Down Under is the first feature film from actor turned writer/director Abe Forsythe since 2003’s Ned, and it shares a few thematic connections as it looks at questions of Australian identity. Forsythe’s film takes place on the day after the riots that shocked a nation and the film actually opens with some graphic newsreel footage of the ugly riots. These scenes of escalating racial warfare on the once quite suburban streets of the Sydney beachfront are quite confronting and shocking.
Two diverse groups of hotheads, fired up by a desire to wreak some retribution for the riots, head out looking for trouble. One group is led by the racist and heavily tattooed bogan Jason (Damon Herriman) who is keen to protect his turf. He is accompanied by Ditch (Justin Rosniak), Ned Kelly’s biggest fan, whose head is wrapped in a towel following the latest tattoo, and dope head Shane, aka Shit-Stick (Alexander England), who works in the local DVD shop and would rather watch Lord Of The Rings with his cousin from Nimbi, Evan (Chris Bunton), who suffers from Down Syndrome. Despite his Down Syndrome though, Evan seems to be the smartest one in the bunch. Prowling the streets in their car and armed with baseball bats and a vintage WWI rifle and fuelled by a potent combination of testosterone and hatred, they are on the lookout for anyone looking vaguely Middle Eastern.
Their mirror opposites are a group of Lebanese, led by the hothead lout Nick (Rahel Romahn, from The Principal, etc). Accompanying him is the insufferable beat-boxer D-Mac (Fayssal Bazzi) and the deeply religious Ibrahim (Michael Denkha). Nick has also managed to rope in the quiet, studious Hassin (Lincoln Younes, from tv series Home And Away, etc), who is reluctant to participate. Hassin is keen to find his brother who went missing on the day of the riots.
Both groups are driven by a misguided rage, and they are unsure of whom they are even after. Comedy is an effective way of tackling controversial subject matter and so it is with Down Under. Forsythe shows a good eye for the humour of the situation and there some great moments of physical and visual humour here. Forsythe exposes the idiocy of mindless racism and violence here with a down beat ending. But unfortunately his pacing of the material is a little uneven, and many moments do fall flat. The dialogue is often very profane and littered with expletives and racial epithets that many will find uncomfortable.

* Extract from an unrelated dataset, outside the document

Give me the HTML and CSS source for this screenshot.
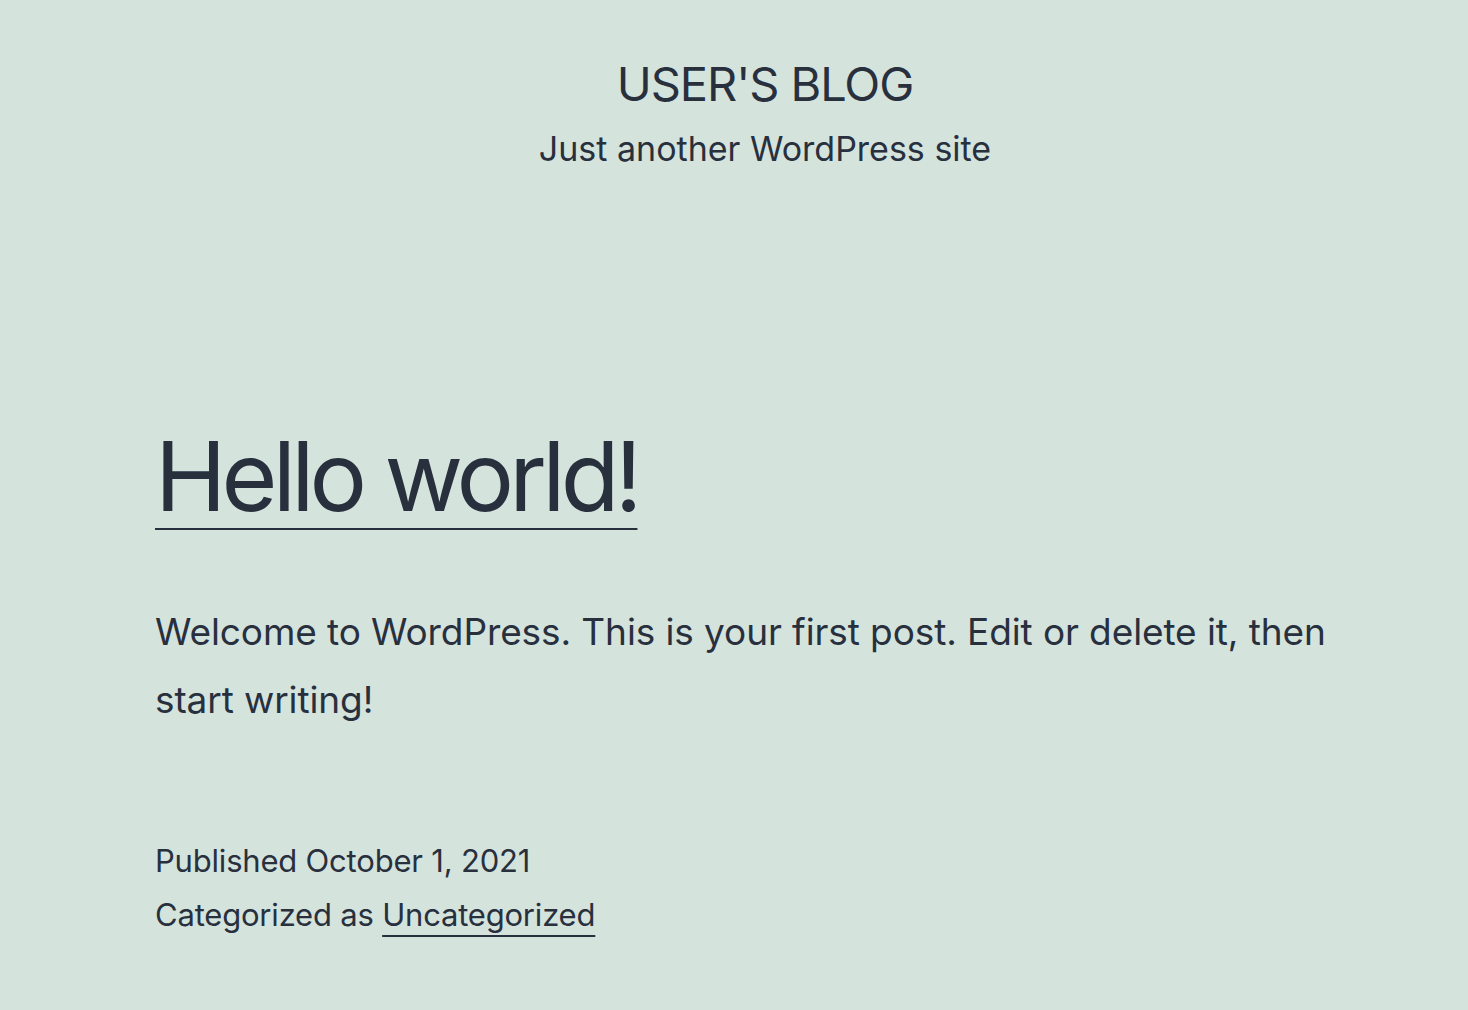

Younes is the closest the ensemble film has to a central character, and he delivers a more sensitive performance that contrasts with the bombastic and over the top performances of the bulk of the cast. There is also a nice and subtle performance from Bunton, while Harriet Dyer is wonderfully over the top as Stacey, Jason’s domineering and potty mouthed and heavily pregnant missus. David Field is cast against type in a small but colourful role as a vicious homosexual methhead and drug dealer.
Down Under is likely to polarise audiences as it addresses issues such as race, Australian stereotypes and the problems of our multicultural country. It is an ambitious film from Forsythe as he tries to tackle a complex situation. Forsythe is careful not to take sides here, but he does highlight the folly and futility of it all. But ultimately Down Under is a flawed effort that falls short of his lofty ambitions.